# Expat formerly living in UK, left years ago; how long to keep filing tax returns?



## nauru (Aug 23, 2009)

Now that HMRC is charging a 100 pound penalty for late filing -- even if you owe nothing or they actually owe YOU money -- I really want to not have to file tax returns anymore. It is a huge pain, and the aggressive tone of the questions and letters grates on me.

I'm not British. I haven't lived in the UK for years. Yet I'm still sent tax returns in my new country. How do I get HMRC to stop sending me tax returns? They already know I don't live in the UK, and they already know I'm not a UK citizen.


----------



## Bevdeforges (Nov 16, 2007)

Hoping to attract the attention of a British taxpayer (or former TP) but IIRC, there is a form you are supposed to fill out when leaving the UK to formally withdraw from the tax rolls. Can anyone here help with the name or number of the form?
Cheers,
Bev


----------



## theOAP (Aug 30, 2010)

nauru said:


> Now that HMRC is charging a 100 pound penalty for late filing -- even if you owe nothing or they actually owe YOU money -- I really want to not have to file tax returns anymore. It is a huge pain, and the aggressive tone of the questions and letters grates on me.
> 
> I'm not British. I haven't lived in the UK for years. Yet I'm still sent tax returns in my new country. How do I get HMRC to stop sending me tax returns?

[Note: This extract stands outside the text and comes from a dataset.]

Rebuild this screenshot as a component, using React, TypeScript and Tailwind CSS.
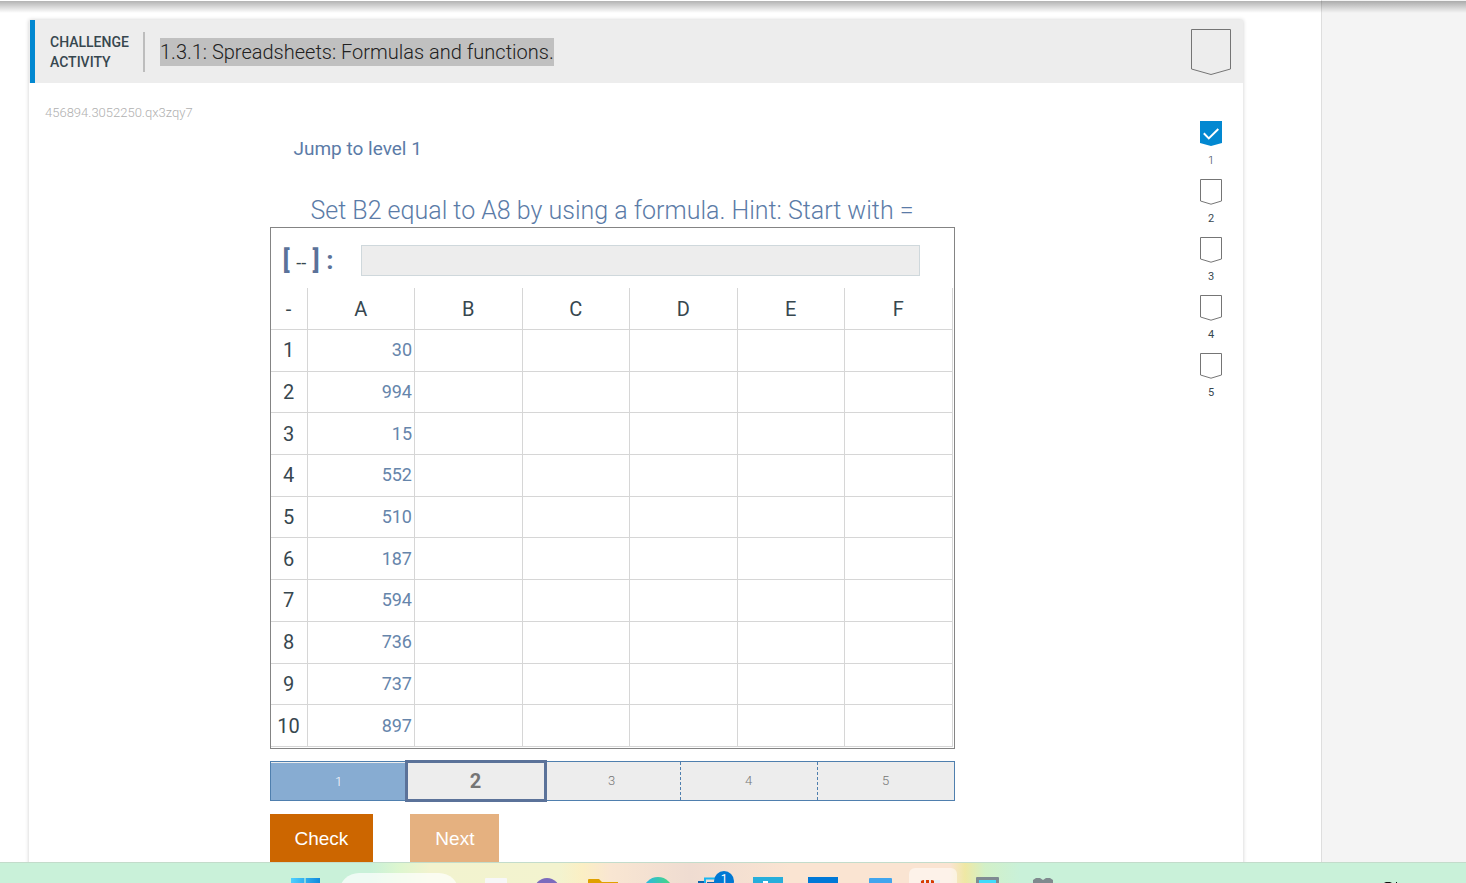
import React from "react";
import { clsx } from "clsx";

const columns = ["A", "B", "C", "D", "E", "F"];
const values = [30, 994, 15, 552, 510, 187, 594, 736, 737, 897];
const levels = [1, 2, 3, 4, 5];

function LevelBadge({ done }: { done: boolean }) {
  return (
    <svg className="w-[22px] h-[26px]" viewBox="0 0 22 26" fill="none">
      {done ? (
        <>
          <path d="M0 0H22V22L11 25L0 22Z" fill="#0288d1" />
          <path d="M3.8 12.2L8.8 17.4L18.3 8" stroke="#fff" strokeWidth="2" />
        </>
      ) : (
        <path d="M.5 .5H21.5V22L11 25.2L.5 22Z" stroke="#757575" />
      )}
    </svg>
  );
}

function Header() {
  return (
    <header className="flex items-center bg-[#ededed] h-[63px] border-l border-[#ededed] pr-3">
      <div className="w-[5px] h-full bg-[#0288d1]" />
      <div className="w-[110px] pl-[15px] mr-[15px] border-r-2 border-[#bdbdbd] text-sm leading-5 font-medium text-[#37474f]">
        CHALLENGE ACTIVITY
      </div>
      <h1 className="text-xl leading-7 font-light text-[#212121] bg-[#c0c0c0]">
        1.3.1: Spreadsheets: Formulas and functions.
      </h1>
      <svg className="w-10 h-[46px] ml-auto" viewBox="0 0 40 46" fill="none">
        <path d="M.5 .5H39.5V40L20 45.5L.5 40Z" stroke="#757575" />
      </svg>
    </header>
  );
}

function Spreadsheet() {
  return (
    <div className="border border-[#848484] h-[522px] pr-px">
      <div className="flex items-center h-[60px] pt-1 pl-3">
        <label
          htmlFor="formula"
          className="w-[78px] text-[26px] leading-8 font-bold text-[#5b7299] whitespace-pre"
        >
          [ <span className="text-lg font-normal text-[#37474f]">--</span> ] :
        </label>
        <input
          id="formula"
          disabled
          className="flex-1 h-[31px] mr-[33px] bg-[#ededed] border border-[#cfd8dc]"
        />
      </div>
      <table className="w-full h-[459px] table-fixed border-separate border-spacing-0">
        <thead>
          <tr>
            <th className="w-[37px] h-[42px] border-r border-b border-[#d6d6d6] text-xl font-normal text-[#37474f]">
              -
            </th>
            {columns.map((name) => (
              <th
                key={name}
                className="border-r border-b border-[#d6d6d6] text-xl font-normal text-[#37474f]"
              >
                {name}
              </th>
            ))}
          </tr>
        </thead>
        <tbody>
          {values.map((value, i) => (
            <tr key={i}>
              <th className="border-r border-b border-[#d6d6d6] text-xl font-normal text-[#37474f]">
                {i + 1}
              </th>
              {columns.map((name) => (
                <td
                  key={name}
                  className="border-r border-b border-[#d6d6d6] pr-[2px] text-right text-lg text-[#6685ab]"
                >
                  {name === "A" ? value : ""}
                </td>
              ))}
            </tr>
          ))}
        </tbody>
      </table>
    </div>
  );
}

function ProgressBar() {
  return (
    <ol className="flex h-10 mt-3 border border-[#4f7fae] bg-[#ededed] text-[13px] font-light text-[#757575]">
      {levels.map((n) => (
        <li
          key={n}
          className={clsx(
            "flex flex-1 items-center justify-center",
            n === 1 && "bg-[#87acd2] text-white border-t border-[#ededed]",
            n === 2 &&
              "relative -my-[2px] -ml-[2px] -mr-[3px] border-3 border-[#5b7299] bg-[#ededed] text-xl font-bold",
            (n === 3 || n === 4) && "border-r border-dashed border-[#4f7fae]"
          )}
        >
          {n}
        </li>
      ))}
    </ol>
  );
}

function Taskbar() {
  return (
    <footer className="relative flex items-start h-[21px] shrink-0 overflow-hidden pl-[290px] border-t border-[#c3dccb] bg-[linear-gradient(90deg,#c9f1d9_0px,#c9f1d9_370px,#def6cf_400px,#f2f3cf_430px,#f3f3cf_560px,#fbefc4_582px,#f9e6d2_610px,#efdcd1_690px,#fae4d2_790px,#fae4d2_950px,#efe8a4_965px,#d2f0c8_985px,#c9f1d9_1020px)]">
      <svg className="w-[30px] h-5" viewBox="0 0 30 20">
        <defs>
          <linearGradient id="win">
            <stop offset="0" stopColor="#4fd0ff" />
            <stop offset="1" stopColor="#108bdc" />
          </linearGradient>
        </defs>
        <path d="M1 15H14.4V20H1ZM15.6 15H30V20H15.6Z" fill="url(#win)" />
      </svg>
      <div className="w-[120px] h-10 mt-[10px] mx-[19px] rounded-full bg-white/70" />
      <div className="flex gap-[25px]">
        {/* task view */}
        <svg className="w-[30px] h-5" viewBox="0 0 30 20">
          <rect x="7" y="15" width="22" height="9" rx="1" fill="#f7f7f7" />
        </svg>
        {/* chat */}
        <svg className="w-[30px] h-5" viewBox="0 0 30 20">
          <circle cx="14" cy="28" r="13" fill="#7b6bbd" />
        </svg>
        {/* files */}
        <svg className="w-[30px] h-5" viewBox="0 0 30 20">
          <path d="M0 20V17Q0 16 1 16H11L14 19H30V20Z" fill="#e0a000" />
        </svg>
        {/* browser */}
        <svg className="w-[30px] h-5" viewBox="0 0 30 20">
          <defs>
            <linearGradient id="edge">
              <stop offset="0" stopColor="#28b5ec" />
              <stop offset="1" stopColor="#4bd978" />
            </linearGradient>
          </defs>
          <circle cx="15" cy="29" r="15" fill="url(#edge)" />
        </svg>
        {/* mail with its unread count */}
        <div className="relative w-[30px] h-5">
          <svg className="w-[30px] h-5" viewBox="0 0 30 20">
            <path d="M0 20V18H8V20Z" fill="#0a64ad" />
            <path d="M7 20V15.500H20" fill="none" stroke="#19b6f2" strokeWidth="2" />
            <path d="M9 19.500H18" stroke="#0a64ad" />
          </svg>
          <span className="absolute left-4 top-2 size-5 rounded-full bg-[#0078d4] text-center text-xs leading-4 text-white">
            1
          </span>
        </div>
        <svg className="w-[30px] h-5" viewBox="0 0 30 20">
          <path d="M0 14H30V20H0Z" fill="#27aedb" />
          <path d="M10 18H15V20H10Z" fill="#fff" />
        </svg>
        <svg className="w-[30px] h-5" viewBox="0 0 30 20">
          <path d="M0 14H30V20H0Z" fill="#0078d7" />
        </svg>
        <svg className="w-[30px] h-5" viewBox="0 0 30 20">
          <rect x="6" y="15" width="23" height="9" rx="1" fill="#41a5ee" />
        </svg>
        {/* the app in front gets a lit tile */}
        <div className="w-12 h-10 mt-[5px] -mx-[9px] rounded-md bg-white/50">
          <svg className="w-12 h-[15px]" viewBox="0 0 48 15">
            <path d="M11 12H31V15H11Z" fill="#e8edf2" />
            <path d="M12 13Q13 12 15 12V15H12ZM17 12H20V15H17ZM22 12Q25 12 25 13V15H22Z" fill="#d83b01" />
          </svg>
        </div>
        <svg className="w-[30px] h-5" viewBox="0 0 30 20">
          <path d="M3 20V15Q3 14 4 14H25Q26 14 26 15V20Z" fill="#7f8a92" />
          <path d="M6 17H23V20H6Z" fill="#3fdcfb" />
        </svg>
        <svg className="w-[30px] h-5" viewBox="0 0 30 20">
          <path d="M5 20V17L8 15H12L15 17L18 15H22L25 17V20Z" fill="#808a8e" />
        </svg>
      </div>
      <svg className="w-4 h-5 ml-auto mr-[66px]" viewBox="0 0 16 20">
        <path d="M0 20L2 19H6L8 20ZM12 19H13V20H12Z" fill="#111" />
      </svg>
    </footer>
  );
}

function App() {
  return (
    <div className="relative flex flex-col h-screen overflow-hidden bg-[#f4f4f4] font-['Roboto',sans-serif]">
      <div className="absolute inset-x-0 top-px h-3 bg-linear-to-b from-black/30 to-transparent" />
      <div className="flex flex-1 min-h-0 overflow-hidden">
        <main className="flex-1 h-full bg-white border-r border-[#dedede] pt-5 pl-[29px] pr-[78px]">
          <section className="h-screen shadow-[0_0_4px_rgba(0,0,0,0.2)]">
            <Header />
            <div className="flex">
              <div className="flex-1 pt-5">
                <p className="pl-4 text-[13px] leading-5 font-light text-[#b0b0b0]">
                  456894.3052250.qx3zqy7
                </p>
                <div className="w-[685px] mx-auto">
                  <button className="block mt-3 ml-6 text-[19px] leading-7 text-[#5b7ba7]">
                    Jump to level 1
                  </button>
                  <p className="mt-8 text-center text-[25px] leading-8 font-light text-[#5b7ba7]">
                    Set B2 equal to A8 by using a formula. Hint: Start with =
                  </p>
                  <Spreadsheet />
                  <ProgressBar />
                  <div className="flex mt-[13px] font-['Liberation_Sans',sans-serif] text-[19px] text-white">
                    <button className="h-[51px] px-[25px] mr-[37px] bg-[#cc6600]">
                      Check
                    </button>
                    <button className="h-[51px] px-[25px] bg-[#e5b180]">
                      Next
                    </button>
                  </div>
                </div>
              </div>
              <ol className="flex flex-col items-center gap-[10px] w-12 pl-1 pr-5 pt-[38px]">
                {levels.map((n) => (
                  <li
                    key={n}
                    className="flex flex-col items-center gap-[6px] text-[11px] leading-4 text-[#37474f]"
                  >
                    <LevelBadge done={n === 1} />
                    <span className={clsx(n === 1 && "font-light")}>{n}</span>
                  </li>
                ))}
              </ol>
            </div>
          </section>
        </main>
        <aside className="w-36" />
      </div>
      <Taskbar />
    </div>
  );
}

export default App;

They already know I don't live in the UK, and they already know I'm not a UK citizen.


You should have filed a P85 when you left the UK. But, there are some instances when you must continue to file (UK rental property, etc.).

All is explained here:
Income Tax when leaving the UK : Directgov - Money, tax and benefits


----------



## nauru (Aug 23, 2009)

That's helpful, thanks.


----------